Unconscionability of the Limitations Clause
The plaintiffs alleged that the limitations clause was unconscionable, prompting the trial court to assess both procedural and substantive unconscionability. The trial court concluded that the clause did not exhibit any unconscionable characteristics, a finding that the plaintiffs did not contest on appeal. By failing to challenge this ruling, the plaintiffs effectively waived any argument regarding unconscionability. The court reiterated that without a substantive challenge to the trial court's findings, they could not succeed on their claims related to the limitations clause. Thus, the appellate court upheld the trial court’s decision regarding the enforceability of the limitations clause based on the plaintiffs' lack of contestation.

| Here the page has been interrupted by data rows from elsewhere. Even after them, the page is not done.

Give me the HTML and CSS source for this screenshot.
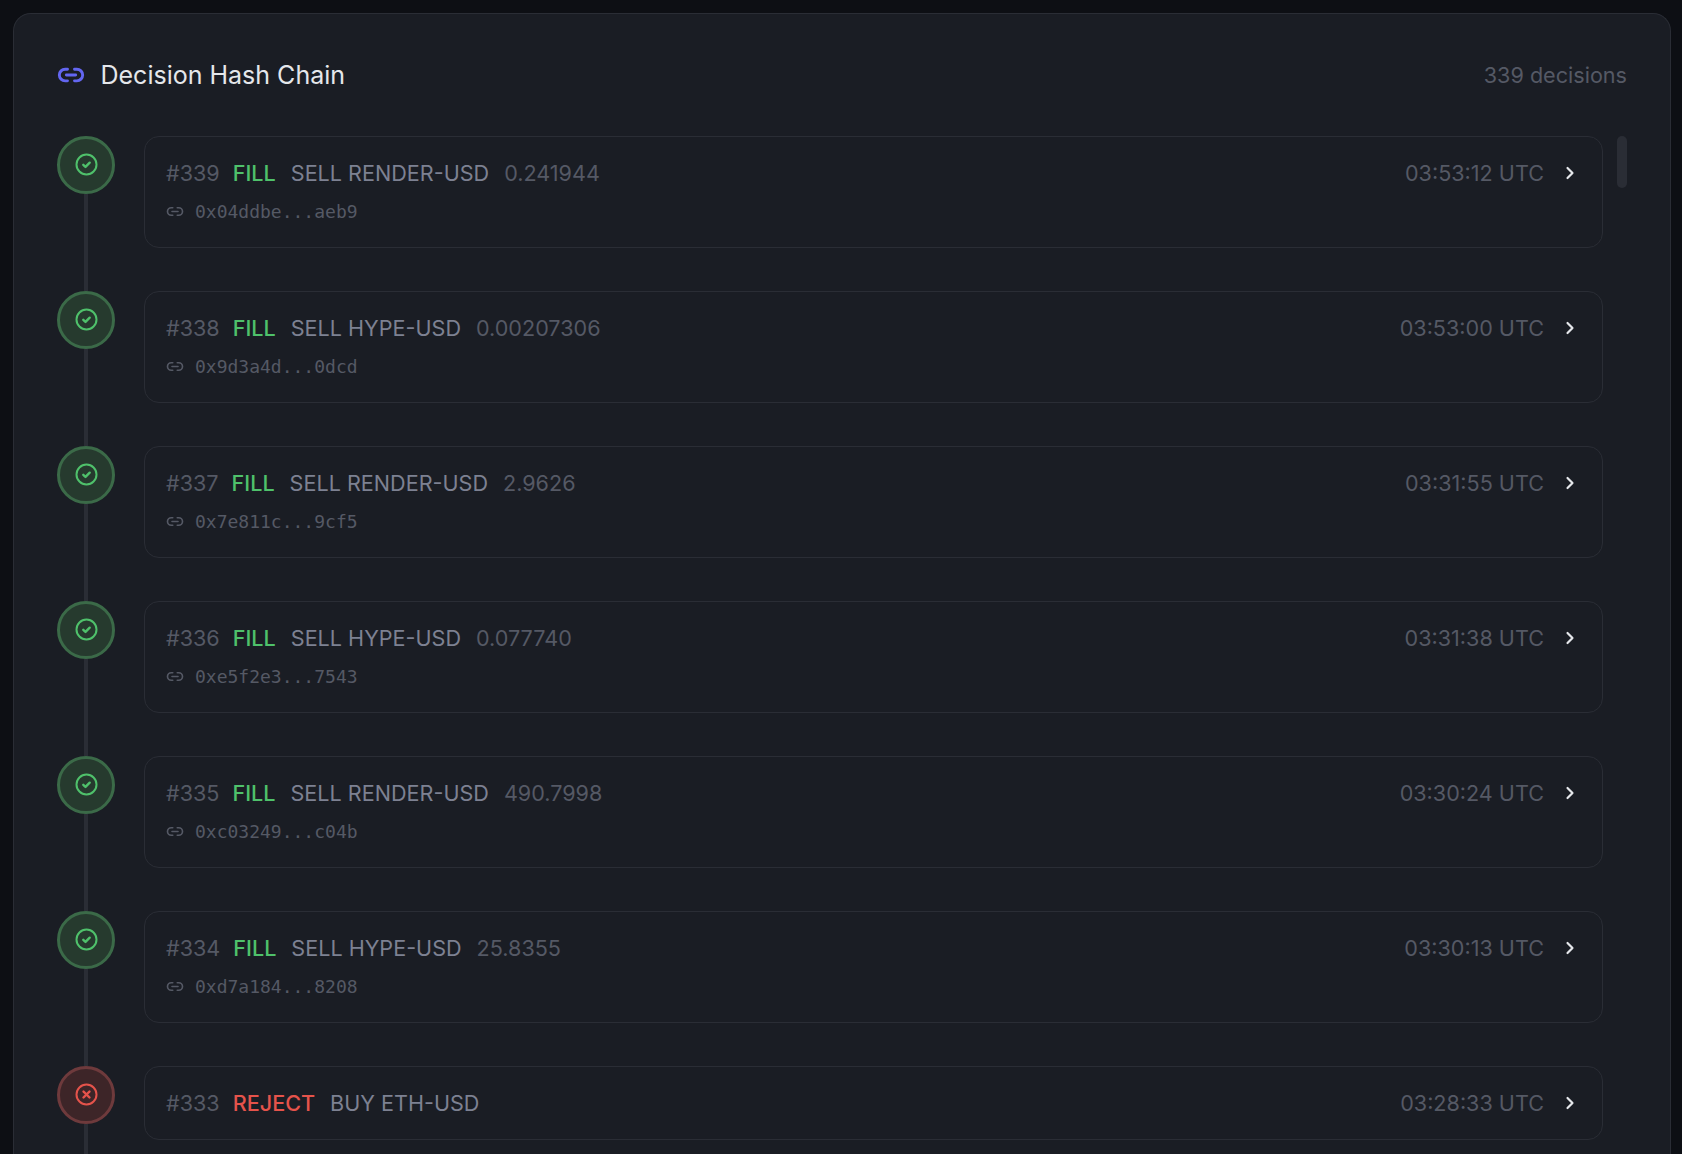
FILE: index.html
```html
<!DOCTYPE html>
<html lang="en">
<head>
<meta charset="utf-8">
<title>Decision Hash Chain</title>
<link rel="stylesheet" href="styles.css">
</head>
<body>
<svg class="defs" width="0" height="0" aria-hidden="true">
  <defs>
    <symbol id="link" viewBox="0 0 24 24" fill="none" stroke="currentColor" stroke-linecap="round" stroke-linejoin="round">
      <path d="M9 17H7A5 5 0 0 1 7 7h2"/><path d="M15 7h2a5 5 0 1 1 0 10h-2"/><line x1="8" y1="12" x2="16" y2="12"/>
    </symbol>
    <symbol id="check" viewBox="0 0 24 24" fill="none" stroke="currentColor" stroke-width="2" stroke-linecap="round" stroke-linejoin="round">
      <circle cx="12" cy="12" r="10"/><path stroke-width="2.4" d="m8.8 12.3 2.2 2.1 4.2-4.2"/>
    </symbol>
    <symbol id="cross" viewBox="0 0 24 24" fill="none" stroke="currentColor" stroke-width="2" stroke-linecap="round" stroke-linejoin="round">
      <circle cx="12" cy="12" r="10"/><path stroke-width="2.4" d="m15 9-6 6"/><path stroke-width="2.4" d="m9 9 6 6"/>
    </symbol>
    <symbol id="chev" viewBox="0 0 24 24" fill="none" stroke="currentColor" stroke-width="2.6" stroke-linecap="round" stroke-linejoin="round">
      <path d="m9 18 6-6-6-6"/>
    </symbol>
  </defs>
</svg>
<main class="panel">
  <header class="head">
    <h2 class="title"><svg class="title-icon"><use href="#link"/></svg>Decision Hash Chain</h2>
    <span class="count">339 decisions</span>
  </header>
  <div class="scroll">
    <ol class="chain">
      <li class="row">
        <div class="rail"><span class="node ok"><svg class="node-icon"><use href="#check"/></svg></span><span class="line"></span></div>
        <article class="item">
          <div class="top"><span class="num">#339</span><span class="kind fill">FILL</span><span class="pair">SELL RENDER-USD</span><span class="qty">0.241944</span><span class="time">03:53:12 UTC</span><svg class="chev"><use href="#chev"/></svg></div>
          <div class="hash"><svg class="hash-icon"><use href="#link"/></svg>0x04ddbe...aeb9</div>
        </article>
      </li>
      <li class="row">
        <div class="rail"><span class="node ok"><svg class="node-icon"><use href="#check"/></svg></span><span class="line"></span></div>
        <article class="item">
          <div class="top"><span class="num">#338</span><span class="kind fill">FILL</span><span class="pair">SELL HYPE-USD</span><span class="qty">0.00207306</span><span class="time">03:53:00 UTC</span><svg class="chev"><use href="#chev"/></svg></div>
          <div class="hash"><svg class="hash-icon"><use href="#link"/></svg>0x9d3a4d...0dcd</div>
        </article>
      </li>
      <li class="row">
        <div class="rail"><span class="node ok"><svg class="node-icon"><use href="#check"/></svg></span><span class="line"></span></div>
        <article class="item">
          <div class="top"><span class="num">#337</span><span class="kind fill">FILL</span><span class="pair">SELL RENDER-USD</span><span class="qty">2.9626</span><span class="time">03:31:55 UTC</span><svg class="chev"><use href="#chev"/></svg></div>
          <div class="hash"><svg class="hash-icon"><use href="#link"/></svg>0x7e811c...9cf5</div>
        </article>
      </li>
      <li class="row">
        <div class="rail"><span class="node ok"><svg class="node-icon"><use href="#check"/></svg></span><span class="line"></span></div>
        <article class="item">
          <div class="top"><span class="num">#336</span><span class="kind fill">FILL</span><span class="pair">SELL HYPE-USD</span><span class="qty">0.077740</span><span class="time">03:31:38 UTC</span><svg class="chev"><use href="#chev"/></svg></div>
          <div class="hash"><svg class="hash-icon"><use href="#link"/></svg>0xe5f2e3...7543</div>
        </article>
      </li>
      <li class="row">
        <div class="rail"><span class="node ok"><svg class="node-icon"><use href="#check"/></svg></span><span class="line"></span></div>
        <article class="item">
          <div class="top"><span class="num">#335</span><span class="kind fill">FILL</span><span class="pair">SELL RENDER-USD</span><span class="qty">490.7998</span><span class="time">03:30:24 UTC</span><svg class="chev"><use href="#chev"/></svg></div>
          <div class="hash"><svg class="hash-icon"><use href="#link"/></svg>0xc03249...c04b</div>
        </article>
      </li>
      <li class="row">
        <div class="rail"><span class="node ok"><svg class="node-icon"><use href="#check"/></svg></span><span class="line"></span></div>
        <article class="item">
          <div class="top"><span class="num">#334</span><span class="kind fill">FILL</span><span class="pair">SELL HYPE-USD</span><span class="qty">25.8355</span><span class="time">03:30:13 UTC</span><svg class="chev"><use href="#chev"/></svg></div>
          <div class="hash"><svg class="hash-icon"><use href="#link"/></svg>0xd7a184...8208</div>
        </article>
      </li>
      <li class="row">
        <div class="rail"><span class="node bad"><svg class="node-icon"><use href="#cross"/></svg></span><span class="line"></span></div>
        <article class="item">
          <div class="top"><span class="num">#333</span><span class="kind reject">REJECT</span><span class="pair">BUY ETH-USD</span><span class="time">03:28:33 UTC</span><svg class="chev"><use href="#chev"/></svg></div>
        </article>
      </li>
    </ol>
    <div class="thumb"></div>
  </div>
</main>
</body>
</html>
```
FILE: styles.css
```css
* { box-sizing: border-box; }
html, body { margin: 0; height: 100%; }
body {
  height: 1154px;
  overflow: hidden;
  background: #0d0f14;
  padding: 13px 11px 0 13px;
  font-family: Inter, "Liberation Sans", sans-serif;
}
.defs { position: absolute; }
.panel {
  height: 1141px;
  overflow: hidden;
  background: #1a1d24;
  border: 1px solid #2a2d35;
  border-bottom: 0;
  border-radius: 18px 18px 0 0;
  padding: 35px 43px 0 43px;
}
.head {
  display: flex;
  justify-content: space-between;
  align-items: center;
  height: 52px;
  margin-bottom: 35px;
}
.title {
  display: flex;
  align-items: center;
  gap: 15.5px;
  margin: 0;
  font-size: 25px;
  font-weight: 400;
  color: #e5e7eb;
}
.title-icon { width: 28px; height: 28px; color: #6366f1; stroke-width: 2.5; }
.count { font-size: 21.6px; color: #555965; }
.scroll { display: flex; gap: 14px; align-items: flex-start; }
.chain { flex: 1; list-style: none; margin: 0; padding: 0; }
.row { display: flex; gap: 29px; }
.rail { display: flex; flex-direction: column; align-items: center; flex: none; width: 58px; }
.node {
  flex: none;
  display: flex;
  align-items: center;
  justify-content: center;
  width: 58px;
  height: 58px;
  border-radius: 50%;
  border-width: 3px;
  border-style: solid;
}
.node.ok { background: #263a2e; border-color: #3b6a48; color: #4fc16b; }
.node.bad { background: #3d2528; border-color: #6e3a3c; color: #e5534b; }
.node-icon { width: 24px; height: 24px; transform: translate(0.5px, -0.5px); }
.line { flex: 1; width: 4px; background: #2a2d35; }
.item {
  flex: 1;
  min-width: 0;
  margin-bottom: 43px;
  border: 1px solid #2a2d35;
  border-radius: 15px;
  padding: 20px 22px 20px 21px;
}
.top { display: flex; align-items: center; height: 32px; font-size: 21.6px; }
.num { color: #555965; margin-right: 13px; }
.kind { font-weight: 500; margin-right: 15px; }
.fill { color: #4fc16b; }
.reject { color: #e5534b; }
.pair { color: #7d8192; margin-right: 15px; }
.qty { color: #555965; }
.time { margin-left: auto; color: #555965; }
.chev { width: 20px; height: 20px; color: #e5e7eb; margin-left: 16px; }
.hash {
  display: flex;
  align-items: center;
  gap: 11px;
  height: 20px;
  margin-top: 12px;
  margin-bottom: 6px;
  font-family: "DejaVu Sans Mono", "Liberation Mono", monospace;
  font-size: 18px;
  color: #555965;
}
.hash-icon { width: 18px; height: 18px; stroke-width: 2.2; transform: translateY(0.5px); }
.thumb { flex: none; width: 10px; height: 52px; border-radius: 5px; background: #2a2d35; }
```
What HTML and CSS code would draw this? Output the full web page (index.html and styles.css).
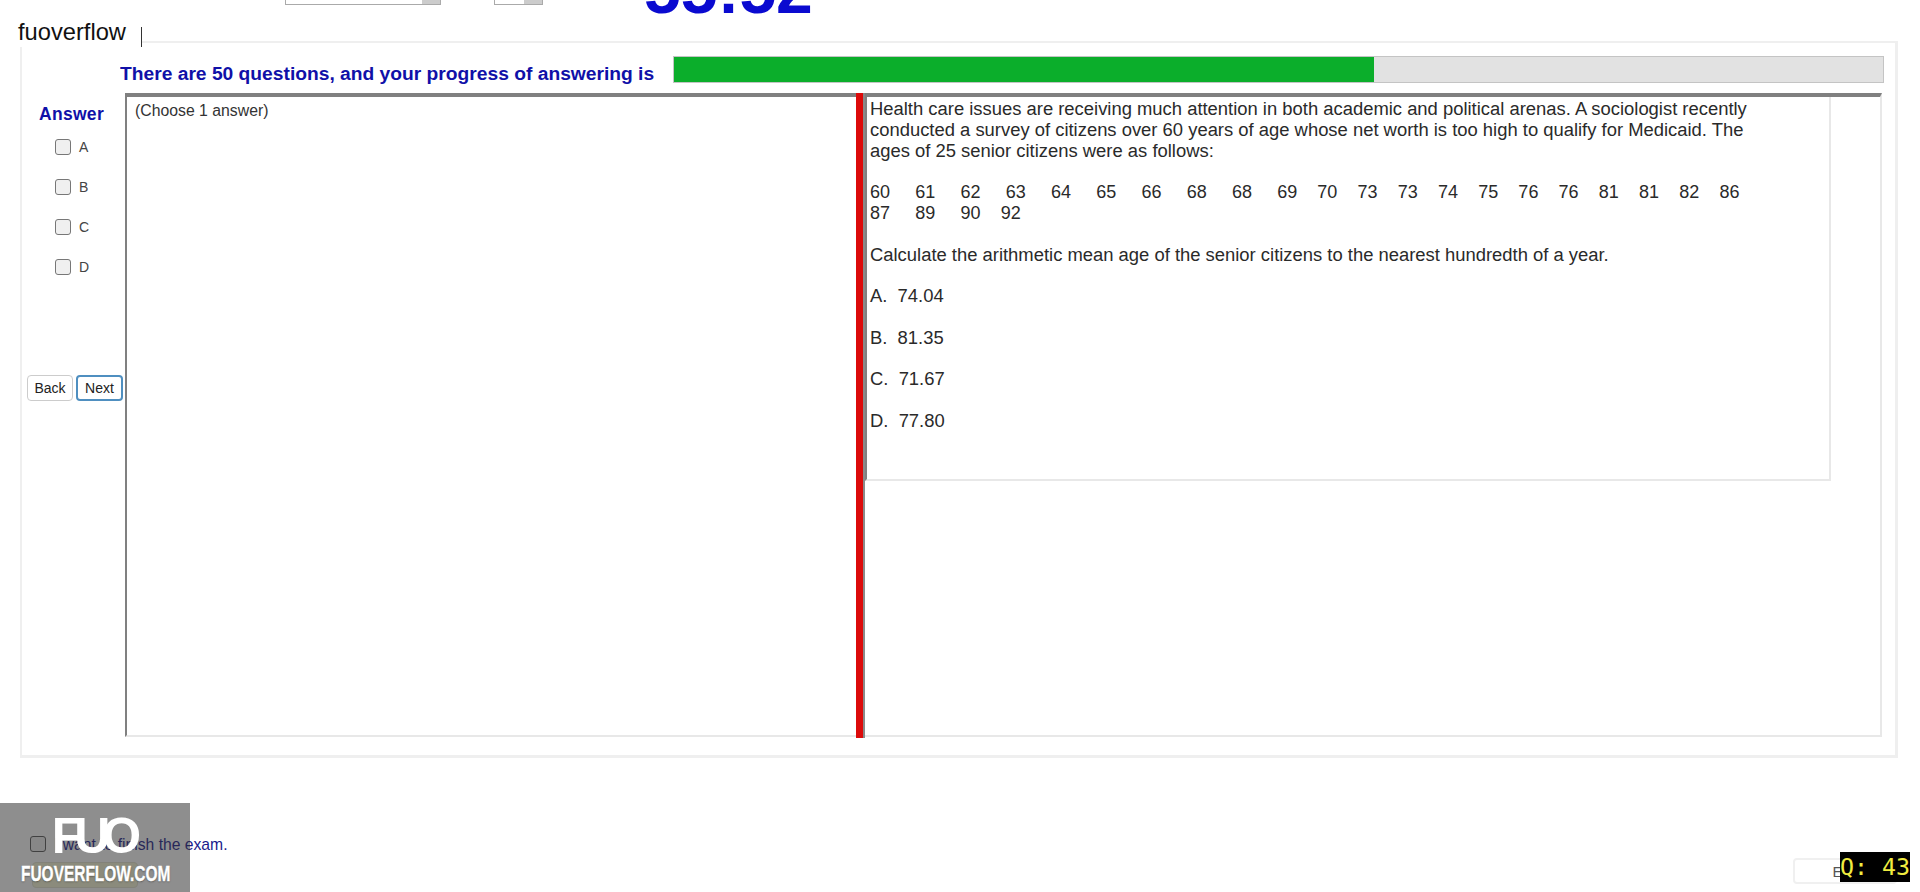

Consumers Legal Remedies Act
The court addressed the plaintiffs' mention of the Consumers Legal Remedies Act (CLRA), noting that no cause of action under the CLRA was included in their operative complaint. The court indicated that the CLRA applies to transactions involving the sale or lease of goods or services intended for consumer use, which did not encompass the sale of real property in this case. Since the transactions at issue involved the sale of condominiums, the court determined that the CLRA was inapplicable. Furthermore, the plaintiffs did not request leave to amend their complaint to include a claim under the CLRA during the trial court proceedings, leading to a forfeiture of the right to assert such a claim on appeal. Therefore, the court found that the plaintiffs could not allege a valid claim under the CLRA based on the facts presented.